My reply is that while the latest incarnation of the rhythm section in search of people to play out front in the spotlight leaves me close to cold I have fond memories of the first two or three incarnations and I'm interested in establishing where along the timeline things changed from classy to, IMHO, dreck.
Maybe dreck is taking it a bit too far, but I found it difficult to get excited by anything from Rumours onwards, and I'd managed to miss most of what transpired between Then Play On and Rhiannon.
Which is, of course, the reason behind the current exercise, prompted, in turn by grabbing the five disc Original Album Series which gives me a second copy of Then Play On and carries the story on to Mystery To Me.
And we need to sort out the sequence of comings and goings in the Fleetwood Mac revolving door, don't we?
As it turns out, the comings and goings continue way past the point where I lost interest, so we only need to go so far...
Not that any of this was on the horizon when Peter Green jumped ship from John Mayall's Bluesbreakers in 1967. He was looking to form a new band and initially thought he had drummer Mick Fleetwood and bassist John McVie with him.
Green and Fleetwood went back a bit, having played together in Peter B's Looners (the B being Peter Barden on keyboards) and Shotgun Express (the expanded Looners featuring Rod Stewart out front).

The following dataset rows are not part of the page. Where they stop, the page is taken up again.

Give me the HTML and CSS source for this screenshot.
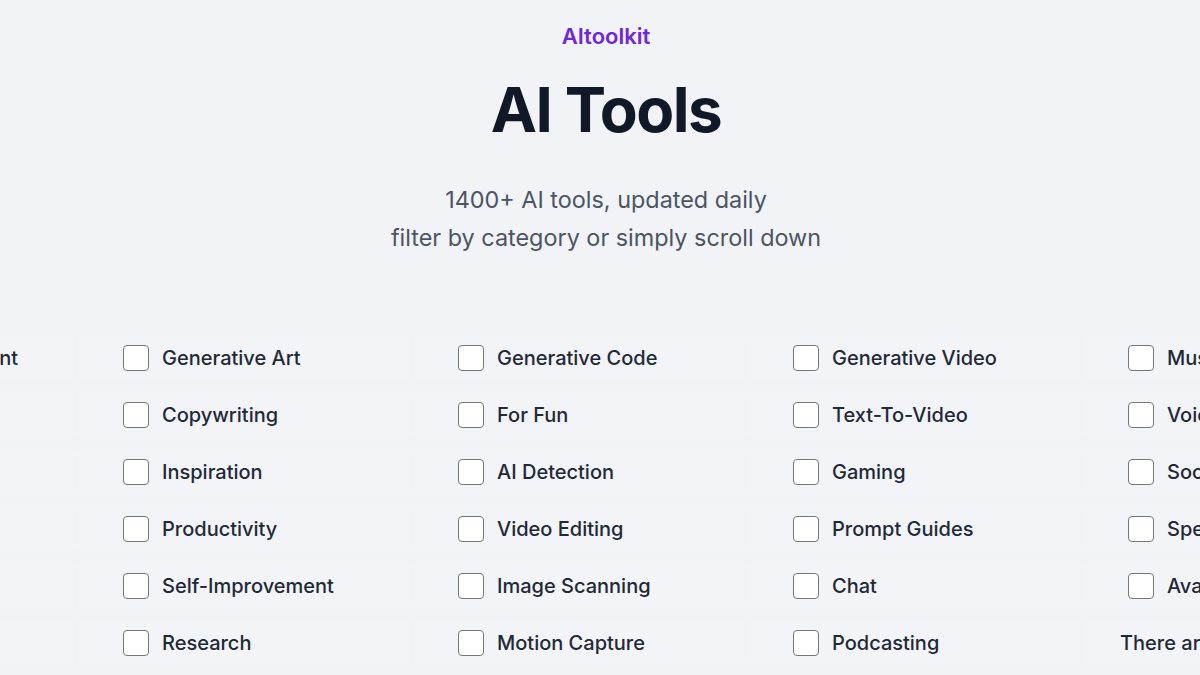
FILE: index.html
```html
<!DOCTYPE html>
<html lang="en">
<head>
<meta charset="utf-8">
<title>AI Tools</title>
<link rel="stylesheet" href="styles.css">
</head>
<body>
<header class="hero">
  <p class="brand">AItoolkit</p>
  <h1 class="title">AI Tools</h1>
  <p class="lead">1400+ AI tools, updated daily<br>filter by category or simply scroll down</p>
</header>
<section class="filters">
  <div class="grid">
    <label class="cell"><span class="box"></span><span class="name">Personal Assistant</span></label>
    <label class="cell"><span class="box"></span><span class="name">Generative Art</span></label>
    <label class="cell"><span class="box"></span><span class="name">Generative Code</span></label>
    <label class="cell"><span class="box"></span><span class="name">Generative Video</span></label>
    <label class="cell"><span class="box"></span><span class="name">Music</span></label>

    <label class="cell"><span class="box"></span><span class="name">Text</span></label>
    <label class="cell"><span class="box"></span><span class="name">Copywriting</span></label>
    <label class="cell"><span class="box"></span><span class="name">For Fun</span></label>
    <label class="cell"><span class="box"></span><span class="name">Text-To-Video</span></label>
    <label class="cell"><span class="box"></span><span class="name">Voice</span></label>

    <label class="cell"><span class="box"></span><span class="name">Design</span></label>
    <label class="cell"><span class="box"></span><span class="name">Inspiration</span></label>
    <label class="cell"><span class="box"></span><span class="name">AI Detection</span></label>
    <label class="cell"><span class="box"></span><span class="name">Gaming</span></label>
    <label class="cell"><span class="box"></span><span class="name">Social Media</span></label>

    <label class="cell"><span class="box"></span><span class="name">Audio</span></label>
    <label class="cell"><span class="box"></span><span class="name">Productivity</span></label>
    <label class="cell"><span class="box"></span><span class="name">Video Editing</span></label>
    <label class="cell"><span class="box"></span><span class="name">Prompt Guides</span></label>
    <label class="cell"><span class="box"></span><span class="name">Speech</span></label>

    <label class="cell"><span class="box"></span><span class="name">Search</span></label>
    <label class="cell"><span class="box"></span><span class="name">Self-Improvement</span></label>
    <label class="cell"><span class="box"></span><span class="name">Image Scanning</span></label>
    <label class="cell"><span class="box"></span><span class="name">Chat</span></label>
    <label class="cell"><span class="box"></span><span class="name">Avatars</span></label>

    <label class="cell"><span class="box"></span><span class="name">Email</span></label>
    <label class="cell"><span class="box"></span><span class="name">Research</span></label>
    <label class="cell"><span class="box"></span><span class="name">Motion Capture</span></label>
    <label class="cell"><span class="box"></span><span class="name">Podcasting</span></label>
    <div class="cell note">There are 1400+ tools listed</div>
  </div>
</section>
</body>
</html>
```

FILE: styles.css
```css
html, body {
  margin: 0;
  padding: 0;
}
body {
  background: #f2f3f7;
  font-family: Inter, "Noto Sans", sans-serif;
  color: #1f2937;
  overflow: hidden;
  width: 1200px;
  height: 675px;
}
.hero {
  display: flex;
  flex-direction: column;
  align-items: center;
  padding-left: 12px;
  padding-top: 22px;
}
.brand {
  margin: 0;
  font-size: 22px;
  font-weight: 600;
  color: #6d28d9;
  line-height: 28px;
}
.title {
  margin: 24px 0 0;
  font-size: 62px;
  font-weight: 700;
  color: #111827;
  line-height: 72px;
  letter-spacing: -1.5px;
}
.lead {
  margin: 35px 0 0;
  font-size: 23.4px;
  font-weight: 400;
  line-height: 38px;
  color: #4b5563;
  text-align: center;
}
.filters {
  margin-top: 80px;
}
.grid {
  display: grid;
  grid-template-columns: repeat(5, 333px);
  column-gap: 2px;
  row-gap: 16px;
  margin-left: -258px;
}
.cell {
  display: flex;
  align-items: center;
  height: 41px;
  padding-left: 46px;
  background: rgba(255, 255, 255, 0.1);
  white-space: nowrap;
}
.box {
  width: 24px;
  height: 24px;
  border: 1.5px solid #747678;
  border-radius: 4px;
  background: #fff;
  flex: none;
}
.name {
  margin-left: 13px;
  font-size: 20px;
  font-weight: 500;
  color: #1f2937;
}
.cell:first-child {
  justify-content: flex-end;
  padding-right: 57px;
}
.note {
  padding-left: 38px;
  font-size: 20px;
  font-weight: 500;
  color: #1f2937;
}
```
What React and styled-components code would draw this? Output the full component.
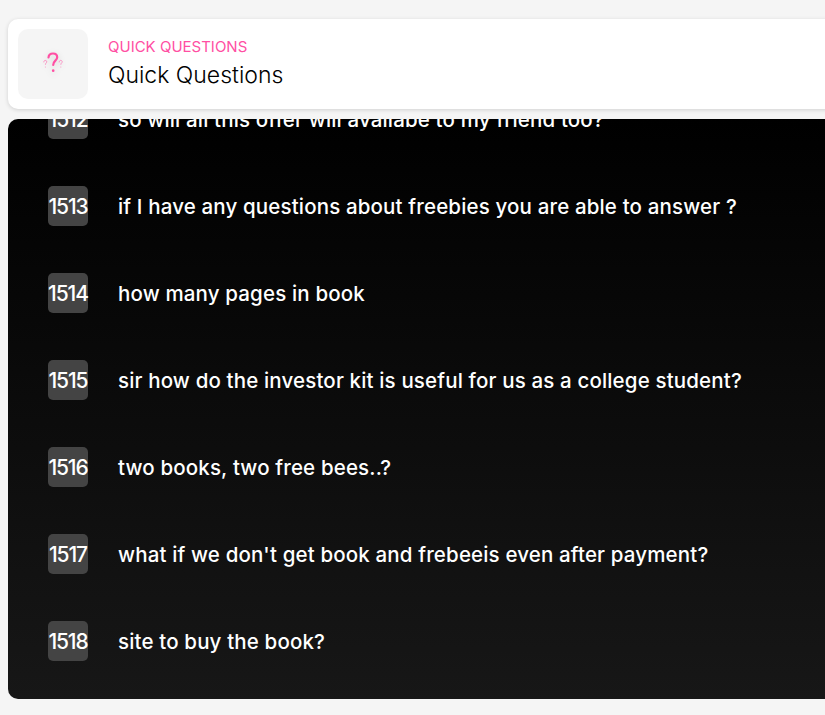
import React, { useLayoutEffect, useRef } from 'react'
import styled, { createGlobalStyle } from 'styled-components'

const questions = [
  { id: 1510, text: 'how can i get the book?' },
  { id: 1511, text: 'is the offer still available?' },
  { id: 1512, text: 'so will all this offer will availabe to my friend too?' },
  { id: 1513, text: 'if I have any questions about freebies you are able to answer ?' },
  { id: 1514, text: 'how many pages in book' },
  { id: 1515, text: 'sir how do the investor kit is useful for us as a college student?' },
  { id: 1516, text: 'two books, two free bees..?' },
  { id: 1517, text: "what if we don't get book and frebeeis even after payment?" },
  { id: 1518, text: 'site to buy the book?' },
]

function App() {
  const listRef = useRef(null)

  useLayoutEffect(() => {
    listRef.current.scrollTop = listRef.current.scrollHeight
  }, [])

  return (
    <Main>
      <GlobalStyle />
      <Header>
        <IconBox>
          <svg width="24" height="24" viewBox="0 0 24 24" fill="none" stroke="#ff4fa3" strokeLinecap="round">
            <path d="M7.500 5.500c.2-2.500 2.100-4 4.500-4 2.500 0 4.200 1.500 4.200 3.700 0 3.400-4 3.600-4 7.800" strokeWidth="2.200" />
            <path d="M12.200 18.500v.2" strokeWidth="2.600" />
            <path d="M2.800 10c0-1 .7-1.600 1.500-1.600s1.500.6 1.500 1.400c0 1.100-1.400 1.200-1.400 2.600M4.400 15v.1" strokeWidth="1" opacity=".55" />
            <path d="M18.200 10c0-1 .7-1.600 1.500-1.600s1.500.6 1.500 1.400c0 1.100-1.400 1.200-1.400 2.600M19.800 15v.1" strokeWidth="1" opacity=".55" />
          </svg>
        </IconBox>
        <Titles>
          <Eyebrow>QUICK QUESTIONS</Eyebrow>
          <Title>Quick Questions</Title>
        </Titles>
      </Header>
      <Panel ref={listRef}>
        {questions.map((q) => (
          <Row key={q.id}>
            <Badge>{q.id}</Badge>
            <Question>{q.text}</Question>
          </Row>
        ))}
      </Panel>
    </Main>
  )
}

export default App

const GlobalStyle = createGlobalStyle`
  html, body {
    margin: 0;
    height: 715px;
    overflow: hidden;
    background: #f5f5f5;
  }
`

const Main = styled.div`
  width: 900px;
  padding: 19px 0 16px 8px;
  box-sizing: border-box;
  display: flex;
  flex-direction: column;
  gap: 10px;
  font-family: Inter, "Liberation Sans", sans-serif;
`

const Header = styled.div`
  height: 90px;
  box-sizing: border-box;
  padding: 10px;
  display: flex;
  align-items: center;
  gap: 20px;
  background: #fff;
  border-radius: 10px;
  box-shadow: 0 1px 4px rgba(0, 0, 0, 0.15);
`

const IconBox = styled.div`
  width: 70px;
  height: 70px;
  border-radius: 10px;
  background: #f5f5f5;
  display: flex;
  align-items: center;
  justify-content: center;

  svg {
    filter: drop-shadow(0 2px 3px rgba(0, 0, 0, 0.15));
  }
`

const Titles = styled.div`
  display: flex;
  flex-direction: column;
  gap: 5px;
  padding-bottom: 2px;
`

const Eyebrow = styled.div`
  font-size: 15px;
  line-height: 18px;
  color: #ff4fa3;
`

const Title = styled.div`
  font-size: 23px;
  line-height: 28px;
  font-weight: 300;
  color: #000;
`

const Panel = styled.div`
  height: 580px;
  box-sizing: border-box;
  padding: 0 0 38px 40px;
  display: flex;
  flex-direction: column;
  gap: 47px;
  overflow-y: scroll;
  scrollbar-width: none;
  border-radius: 10px;
  background: linear-gradient(180deg, #000 0%, #171717 100%);
`

const Row = styled.div`
  display: flex;
  align-items: center;
  gap: 30px;
  flex-shrink: 0;
`

const Badge = styled.div`
  width: 40px;
  height: 40px;
  border-radius: 5px;
  background: #444;
  color: #fff;
  font-size: 21px;
  font-weight: 500;
  letter-spacing: -1.100px;
  display: flex;
  align-items: center;
  justify-content: center;
`

const Question = styled.div`
  color: #fff;
  font-size: 20.500px;
  font-weight: 550;
  letter-spacing: 0.150px;
  white-space: nowrap;
`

One Dave Ambrose played bass in those two outfits. Green went from there to Mayall (replacing a certain Eric Clapton), and when drummer Aynsley Dunbar left The Bluesbreakers Green suggested his mate Mick for the vacancy.
Fleetwood had left Shotgun Express five weeks earlier and had been working as an interior decorator. The Mayall gig only lasted a month, and Fleetwood "got the boot for drinking a bit too much." (most of these details can be confirmed in Pete Frame's excellent Rock Family Trees).